> _Given material_

··········

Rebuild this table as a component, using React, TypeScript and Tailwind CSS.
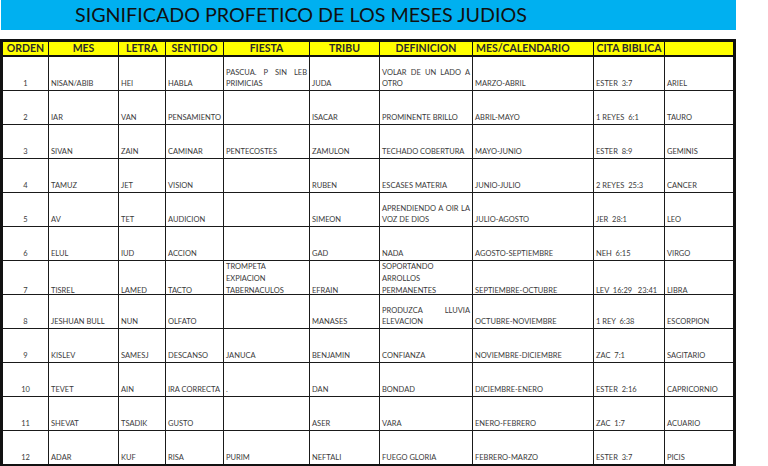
import React from "react";

type Cell = string | string[];

const COLS = "grid-cols-[46px_70px_47px_58px_86px_70px_93px_121px_71px_68px]";

const HEADERS = [
  { label: "ORDEN", align: "justify-center" },
  { label: "MES", align: "justify-center" },
  { label: "LETRA", align: "justify-center" },
  { label: "SENTIDO", align: "justify-center" },
  { label: "FIESTA", align: "justify-center" },
  { label: "TRIBU", align: "justify-center" },
  { label: "DEFINICION", align: "justify-center" },
  { label: "MES/CALENDARIO", align: "justify-start pl-[3px]" },
  { label: "CITA BIBLICA", align: "justify-center" },
  { label: "", align: "justify-center" },
];

const ROWS: Cell[][] = [
  ["1", "NISAN/ABIB", "HEI", "HABLA", ["PASCUA.  P  SIN  LEB", "PRIMICIAS"], "JUDA", ["VOLAR  DE  UN  LADO  A", "OTRO"], "MARZO-ABRIL", "ESTER  3:7", "ARIEL"],
  ["2", "IAR", "VAN", "PENSAMIENTO", "", "ISACAR", "PROMINENTE BRILLO", "ABRIL-MAYO", "1 REYES  6:1", "TAURO"],
  ["3", "SIVAN", "ZAIN", "CAMINAR", "PENTECOSTES", "ZAMULON", "TECHADO COBERTURA", "MAYO-JUNIO", "ESTER  8:9", "GEMINIS"],
  ["4", "TAMUZ", "JET", "VISION", "", "RUBEN", "ESCASES MATERIA", "JUNIO-JULIO", "2 REYES  25:3", "CANCER"],
  ["5", "AV", "TET", "AUDICION", "", "SIMEON", ["APRENDIENDO A OIR LA", "VOZ DE DIOS"], "JULIO-AGOSTO", "JER  28:1", "LEO"],
  ["6", "ELUL", "IUD", "ACCION", "", "GAD", "NADA", "AGOSTO-SEPTIEMBRE", "NEH  6:15", "VIRGO"],
  ["7", "TISREL", "LAMED", "TACTO", ["TROMPETA", "EXPIACION", "TABERNACULOS"], "EFRAIN", ["SOPORTANDO", "ARROLLOS", "PERMANENTES"], "SEPTIEMBRE-OCTUBRE", "LEV  16:29   23:41", "LIBRA"],
  ["8", "JESHUAN BULL", "NUN", "OLFATO", "", "MANASES", ["PRODUZCA LLUVIA", "ELEVACION"], "OCTUBRE-NOVIEMBRE", "1 REY  6:38", "ESCORPION"],
  ["9", "KISLEV", "SAMESJ", "DESCANSO", "JANUCA", "BENJAMIN", "CONFIANZA", "NOVIEMBRE-DICIEMBRE", "ZAC  7:1", "SAGITARIO"],
  ["10", "TEVET", "AIN", "IRA CORRECTA", ".", "DAN", "BONDAD", "DICIEMBRE-ENERO", "ESTER  2:16", "CAPRICORNIO"],
  ["11", "SHEVAT", "TSADIK", "GUSTO", "", "ASER", "VARA", "ENERO-FEBRERO", "ZAC  1:7", "ACUARIO"],
  ["12", "ADAR", "KUF", "RISA", "PURIM", "NEFTALI", "FUEGO GLORIA", "FEBRERO-MARZO", "ESTER  3:7", "PICIS"],
];

function CellBody({ value, col, tall }: { value: Cell; col: number; tall: boolean }) {
  const lines = Array.isArray(value) ? value : [value];
  return (
    <div
      className={`flex flex-col justify-end px-[2px] pb-[1px] whitespace-pre ${
        tall ? "leading-[12px]" : "leading-[11px]"
      } ${col === 0 ? "items-center" : ""} ${col < 9 ? "border-r border-[#1a1a1a]" : ""}`}
    >
      {lines.map((line, i) => (
        <div
          key={i}
          className={
            i < lines.length - 1
              ? "text-justify [text-align-last:justify] whitespace-normal"
              : ""
          }
        >
          {line}
        </div>
      ))}
    </div>
  );
}

export default function App() {
  return (
    <div className="w-[768px] h-[466px] bg-white overflow-hidden font-['Lato','Open_Sans',sans-serif]">
      {/* Title banner */}
      <div className="ml-[1px] w-[735px] h-[30px] bg-[#00b0f0] flex items-center pl-[74px]">
        <h1 className="text-[19.7px] text-[#111]">
          SIGNIFICADO PROFETICO DE LOS MESES JUDIOS
        </h1>
      </div>

      {/* Table */}
      <div className="mt-[9px] w-[736px] border-l-[3px] border-r-[3px] border-t-[3px] border-b-[2px] border-[#111]">
        <div className={`grid ${COLS} h-[15px] bg-[#ffff00] border-b-2 border-[#111]`}>
          {HEADERS.map((h, i) => (
            <div
              key={i}
              className={`flex items-center ${h.align} text-[10.5px] font-bold leading-none text-[#2a2a2a] ${
                i < 9 ? "border-r border-[#111]" : ""
              }`}
            >
              {h.label}
            </div>
          ))}
        </div>

        {ROWS.map((row, r) => (
          <div
            key={r}
            className={`grid ${COLS} text-[7.5px] text-[#3a3a3a] ${
              r < ROWS.length - 1 ? "h-[34px] border-b border-[#1a1a1a]" : "h-[33px]"
            }`}
          >
            {row.map((cell, c) => (
              <CellBody key={c} value={cell} col={c} tall={r === 6} />
            ))}
          </div>
        ))}
      </div>
    </div>
  );
}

··········

> _Goal_
Count how many lines contain "React" and give only that count.

> _Full output_
2